While at Site 2 you live in the camp provided by the company.
Under company rules, you are not allowed to travel home at the end of each day's work. The only days of travel is at the start and end of shifts.
You state in your ruling application that you are paid from when you leave your home.
The letter from your employer dated 5 May 20XX states that you are required to use your personal vehicle to and from your home address, to your work base, for each roster.
You commenced this arrangement driving to and from the work site in the 20XX income year.
Relevant legislative provisions
Income Tax Assessment Act 1997 section 8-1
Reasons for decision
Section 8-1 of the Income Tax Assessment Act 1997 (ITAA 1997) allows a deduction for all losses and outgoings to the extent to which they are incurred in gaining or producing assessable income except where the outgoings are of a capital, private or domestic nature, or relate to the earning of exempt income.
Travel Expenses
In considering the deductibility of travel expenses, a distinction is made between travel to work and travel on work. It is only if the duties of the job require a taxpayer to travel that the taxpayer's expenses can be deducted.
A deduction is generally not allowable for the cost of travel by an employee between their home and their normal workplace as it is considered private in nature. The cost of such travel is generally incurred to put the employee in a position to perform their duties of employment, rather than in the performance of those duties (paragraph 77 of Taxation Ruling TR 95/34).
Lunney v. Commissioner of Taxation [1958] ALR 225; 1958 0311H HCA; 100 CLR 478; (1958) 11 ATD 404; (1958) 32 ALJR 139 introduced what is now regarded as the essential character test. This test requires that for an expense to be deductible, it must have the essential character of a business or income producing expense. The taxpayer in this case sought to deduct the cost of travelling from his home to his work. The expenses were disallowed as being private and domestic, establishing the broad principle that costs incurred because of living in one place while working in another cannot be regarded as deductible. The reasons given by the High Court were twofold.
The fact that certain expenditure, such as travelling to work, must be incurred in order to be able to derive assessable income, does not necessarily mean that the expenditure is incidental and relevant to the derivation of assessable income. It is a prerequisite to the earning of assessable income rather than being incurred in the course of gaining that income.

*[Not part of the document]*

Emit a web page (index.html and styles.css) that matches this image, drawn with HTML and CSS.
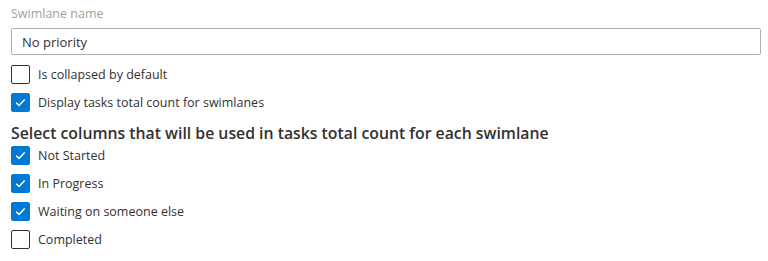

The essential character of the travel to and from work is that of a private and domestic nature, related to personal and living expenses as part of the taxpayer's choice of where to live, in choosing to live away from and what distance from work.
The Commissioner has recently issued ruling TR 2021/1 Income tax: when are deductions allowed for employees travel expenses? in which the principles for determining whether an employee can deduct travel expenses under section 8-1 ITAA 1997 is discussed in detail. Specifically, paragraphs 24 - 28 of TR 2021/1 in respect of regular place of work.
24. 'Regular place of work' is a concept used in this Ruling to assist in identifying whether certain travel is incurred in gaining or producing assessable income.
25. Most employees have a regular place of work, being a usual or normal place where the employee starts and finishes their work duties with a particular employer.
26. In most cases, identifying an employee's regular place of work is clear. In circumstances where it isn't clear, it may be necessary to consider in more depth the contract of employment, customary practice, the nature of the work duties, where these duties commence and at what point in time the employee is under the direction and control of their employer in order to determine where the employee's regular place of work is.
27. In some employment arrangements there may be more than one regular workplace established.
This may be expressly provided for in the employment agreement or contract between the employer and employee, or it may arise as a matter of practice
in the relationship between employer and employee. A second or subsequent place of work would be a regular place of work if it is also a normal or routine
place where the employee works, such that travelling between there and the employee's home is better characterised merely as part of the necessity of travelling to and from work.
28. The usual position that the cost of travel between home and the employee's regular place of work is not deductible does not change merely because the employee's home is very distant (for example, requiring a flight) from their regular place of work.
For example, an employee takes a job based wholly in Sydney but chooses to continue to live in Brisbane with their family and flies to their work in Sydney each week the location of the employee's home or their regular place of work limits the choices of travel, for instance if no public transport is available or their regular place of work can only be reached by a particular mode of transport such as a boat.
In your circumstances your contract clearly states that you may be expected to work at other sites from time to time.
Site 2 is one of those sites that you are expected to work in.
Site 2 is now your regular workplace and has been your regular workplace for a number of years.
The travel from Site 1 to Site 2 puts you in a position to be able to carry out your work duties and is not travel required as part of those work duties.
The expenses you incur in travelling between your home to your workplace are private in nature.
This travel you do at the beginning and end of your roster is no different from that experienced by every worker who works somewhere other than their home.
People need to travel to their workplace to be able to commence their work activities.
You state that you are being paid when you are driving to and from your workplace.
However, this is not reflected in your employment contract or in the letter provided from your employer.
Therefore, you are not entitled to a deduction for these expenses under section 8-1 of the ITAA 1997.